Trading in Korea's stock market is increasingly concentrated in Samsung Electronics and SK hynix. The two stocks alone accounted for more than half of all transactions in the domestic market by value, and when including single-stock leveraged and inverse exchange-traded funds (ETFs), their share topped 80%. In the securities industry, concerns are growing that the semiconductor-centered flow of funds, coupled with single-stock leveraged products, is further amplifying market volatility.

Samsung Electronics and SK hynix. /Courtesy of News1

According to the Korea Exchange (KRX) on the 9th, on the 8th the transaction value of Samsung Electronics and SK hynix was 9.5563 trillion won and 15.2560 trillion won, respectively. The two stocks totaled 24.8123 trillion won, accounting for 51.0% of the entire KOSPI and KOSDAQ transaction value of 48.6090 trillion won.

This is a sharp increase of 21 percentage points from 30.0% on May 26, just before single-stock leveraged and inverse ETFs were listed.

Adding the 16 single-stock leveraged and inverse ETFs that use Samsung Electronics and SK hynix as underlying assets, which had a transaction value of 15.6045 trillion won, brings the total to nearly 40 trillion won. By simple addition, trading related to Samsung Electronics and SK hynix accounted for 83.1% of transactions in the domestic stock market by value.

Because ETF transactions are not included in KOSPI and KOSDAQ transaction values, simple comparisons have limits.
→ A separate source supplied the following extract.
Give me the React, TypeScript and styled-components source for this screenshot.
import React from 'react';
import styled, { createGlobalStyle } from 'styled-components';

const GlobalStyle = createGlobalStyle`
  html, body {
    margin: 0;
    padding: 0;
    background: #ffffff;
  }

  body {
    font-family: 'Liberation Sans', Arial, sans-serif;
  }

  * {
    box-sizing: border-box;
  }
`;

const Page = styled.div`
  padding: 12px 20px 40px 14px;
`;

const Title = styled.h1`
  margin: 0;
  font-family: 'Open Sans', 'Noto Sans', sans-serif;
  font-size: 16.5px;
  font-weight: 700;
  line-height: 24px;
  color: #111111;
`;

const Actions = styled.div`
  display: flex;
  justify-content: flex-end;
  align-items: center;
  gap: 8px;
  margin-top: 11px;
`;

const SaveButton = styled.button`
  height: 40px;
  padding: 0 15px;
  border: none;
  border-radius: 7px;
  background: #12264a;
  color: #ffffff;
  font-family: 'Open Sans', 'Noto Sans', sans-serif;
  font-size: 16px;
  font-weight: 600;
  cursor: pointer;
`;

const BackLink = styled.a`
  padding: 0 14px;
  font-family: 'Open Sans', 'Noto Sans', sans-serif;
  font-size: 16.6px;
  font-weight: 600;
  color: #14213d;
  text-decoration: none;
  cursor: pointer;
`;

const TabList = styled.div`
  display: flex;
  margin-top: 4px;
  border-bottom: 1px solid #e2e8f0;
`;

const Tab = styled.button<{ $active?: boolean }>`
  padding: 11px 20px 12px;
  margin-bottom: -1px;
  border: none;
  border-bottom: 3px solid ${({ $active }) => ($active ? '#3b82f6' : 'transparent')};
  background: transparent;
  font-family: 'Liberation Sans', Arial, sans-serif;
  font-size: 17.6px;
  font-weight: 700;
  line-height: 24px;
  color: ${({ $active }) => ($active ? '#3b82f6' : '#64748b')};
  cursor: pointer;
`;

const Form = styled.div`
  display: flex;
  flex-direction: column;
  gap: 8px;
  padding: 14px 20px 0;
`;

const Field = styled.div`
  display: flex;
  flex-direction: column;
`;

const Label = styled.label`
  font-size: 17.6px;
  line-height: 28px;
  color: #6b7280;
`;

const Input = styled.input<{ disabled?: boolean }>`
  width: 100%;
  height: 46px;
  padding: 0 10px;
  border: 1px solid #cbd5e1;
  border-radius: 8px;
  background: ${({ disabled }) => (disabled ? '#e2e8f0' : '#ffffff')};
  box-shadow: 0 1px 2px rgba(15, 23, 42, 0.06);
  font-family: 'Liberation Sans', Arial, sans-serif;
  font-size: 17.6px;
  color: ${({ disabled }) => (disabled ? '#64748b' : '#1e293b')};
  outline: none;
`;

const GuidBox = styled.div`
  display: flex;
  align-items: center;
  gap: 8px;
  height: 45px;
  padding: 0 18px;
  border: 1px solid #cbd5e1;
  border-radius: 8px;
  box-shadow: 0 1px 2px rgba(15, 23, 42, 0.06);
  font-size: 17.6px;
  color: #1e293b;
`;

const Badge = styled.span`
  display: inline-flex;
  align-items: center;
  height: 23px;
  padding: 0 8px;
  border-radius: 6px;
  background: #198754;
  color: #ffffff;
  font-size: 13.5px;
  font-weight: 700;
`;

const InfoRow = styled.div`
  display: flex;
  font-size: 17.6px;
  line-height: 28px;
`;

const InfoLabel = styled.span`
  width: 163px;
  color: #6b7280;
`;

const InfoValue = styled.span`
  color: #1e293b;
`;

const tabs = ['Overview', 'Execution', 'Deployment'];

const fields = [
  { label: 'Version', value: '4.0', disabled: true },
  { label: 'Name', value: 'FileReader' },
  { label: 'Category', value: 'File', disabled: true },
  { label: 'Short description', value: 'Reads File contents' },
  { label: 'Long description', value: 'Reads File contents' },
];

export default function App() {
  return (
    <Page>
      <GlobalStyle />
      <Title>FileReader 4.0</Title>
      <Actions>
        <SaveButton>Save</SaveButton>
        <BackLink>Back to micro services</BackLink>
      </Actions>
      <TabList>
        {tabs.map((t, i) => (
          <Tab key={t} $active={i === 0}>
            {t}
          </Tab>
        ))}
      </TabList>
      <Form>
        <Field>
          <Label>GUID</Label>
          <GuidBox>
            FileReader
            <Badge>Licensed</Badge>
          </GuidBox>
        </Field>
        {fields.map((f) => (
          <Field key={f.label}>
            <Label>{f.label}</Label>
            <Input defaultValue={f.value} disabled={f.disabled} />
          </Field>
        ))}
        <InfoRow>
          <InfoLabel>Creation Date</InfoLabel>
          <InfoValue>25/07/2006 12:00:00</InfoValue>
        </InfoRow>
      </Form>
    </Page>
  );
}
Even so, it is clear that market funds are quickly concentrating in semiconductors and related derivatives.

In fact, the domestic market has lately been swinging widely in line with the share-price moves of Samsung Electronics and SK hynix. When the two stocks tumbled around 6% on the 7th and 8th, the KOSPI also fell 4.91% and 5.35%, respectively.
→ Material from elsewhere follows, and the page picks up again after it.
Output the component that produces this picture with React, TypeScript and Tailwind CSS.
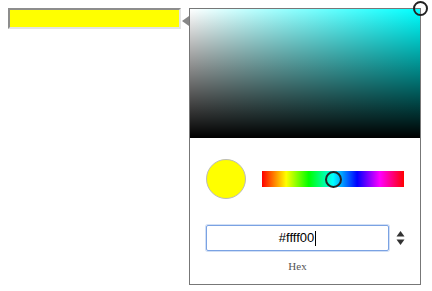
import React from 'react';

const App = () => {
  return (
    <div className="min-h-[291px] w-[432px] bg-white p-2 flex items-start" style={{ fontFamily: '"Liberation Sans", Arial, sans-serif' }}>
      {/* colour input swatch */}
      <div className="w-[173px] h-[21px] bg-[#ffff00] border-2 border-t-[#8d8d8d] border-l-[#8d8d8d] border-b-[#e4e4e4] border-r-[#e4e4e4]" />

      {/* pointer */}
      <svg width="8" height="10" viewBox="0 0 8 10" className="mt-[8px] shrink-0">
        <polygon points="8,0 8,10 1,5" fill="#888888" />
      </svg>

      {/* picker panel */}
      <div className="relative w-[232px] h-[277px] border border-[#777777] bg-white shrink-0">
        {/* saturation / value area */}
        <div className="relative h-[129px] w-full bg-[#00ffff]">
          <div className="absolute inset-0 bg-gradient-to-r from-white to-transparent" />
          <div className="absolute inset-0 bg-gradient-to-b from-transparent to-black" />
          <div className="absolute right-[-8px] top-[-8px] w-[15px] h-[15px] rounded-full border-2 border-[#222222]" />
        </div>

        {/* preview + hue */}
        <div className="mt-[21px] pl-4 flex items-center h-[40px]">
          <div className="w-[40px] h-[40px] rounded-full bg-[#ffff00] border border-[#bbbbbb]" />
          <div
            className="relative ml-[16px] w-[142px] h-[16px]"
            style={{
              background:
                'linear-gradient(to right, #ff0000 0%, #ffff00 17%, #00ff00 33%, #00ffff 50%, #0000ff 67%, #ff00ff 83%, #ff0000 100%)',
            }}
          >
            <div className="absolute left-[63px] top-[-0.5px] w-[17px] h-[17px] rounded-full border-2 border-[#222222]" />
          </div>
        </div>

        {/* hex input */}
        <div className="mt-[26px] pl-4 flex items-center">
          <div className="w-[183px] h-[26px] rounded-[2px] border border-[#7aa2e3] shadow-[0_0_0_1px_rgba(122,162,227,0.35)] flex items-center justify-center text-[13px] text-black">
            <span>#ffff00</span>
            <span className="inline-block w-px h-[15px] bg-black ml-[1px]" />
          </div>
          <svg width="9" height="16" viewBox="0 0 9 16" className="ml-[7px]">
            <polygon points="4.5,1 8.5,6.5 0.5,6.5" fill="#333333" />
            <polygon points="0.5,9.5 8.5,9.5 4.5,15" fill="#333333" />
          </svg>
        </div>
        <div
          className="mt-[9px] ml-4 w-[183px] text-center text-[11px] leading-[13px] text-[#555555]"
          style={{ fontFamily: '"Liberation Serif", "Times New Roman", serif' }}
        >
          Hex
        </div>
      </div>
    </div>
  );
};

export default App;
The tilt toward semiconductors is becoming even more pronounced in stock-lending balances, which are viewed as a leading indicator of short selling.

On May 26, Samsung Electronics and SK hynix made up 32.1% of total stock-lending balances, but by the 8th that had expanded to 38.9%. In particular, SK hynix's lending balance jumped by more than 5 trillion won, and its share of total lending transactions grew from 16.2% to 21.5%.

The securities industry says single-stock leveraged ETFs have structural characteristics that amplify market volatility.

Yoo Myung-gan, a researcher at Mirae Asset Securities, said, "The recent sharp market correction stems more from technical factors in the short gamma structure of leveraged ETFs than from fundamentals," and added, "Because leveraged ETFs are structured to buy when prices rise and sell when they fall, this is a phase that requires constant monitoring."

Kim Seok-hwan, a researcher at Mirae Asset Securities, also said, "Leveraged ETFs rebalance every day just before the close to match the underlying index's daily return," and explained, "In this process, artificial short gamma exposure occurs, reinforcing forced buying and selling flows in response to price moves."

There is also analysis that market volatility has expanded significantly since the listing of single-stock leveraged ETFs.

Lee Jae-won, a researcher at Yuanta Securities Korea, said, "In less than a month and a half since the launch of single-stock leveraged ETFs, sidecars were triggered 16 times out of 49 and circuit breakers 5 times out of 8," and added, "As volatility rises, institutional investors find it harder to deploy new funds due to risk limits and liquidity constraints."

He added, "In a market where sidecars and circuit breakers keep repeating as they do now, it is difficult to expect large-scale institutional inflows on fundamentals alone," and said, "Institutional safeguards to reduce market volatility are also necessary."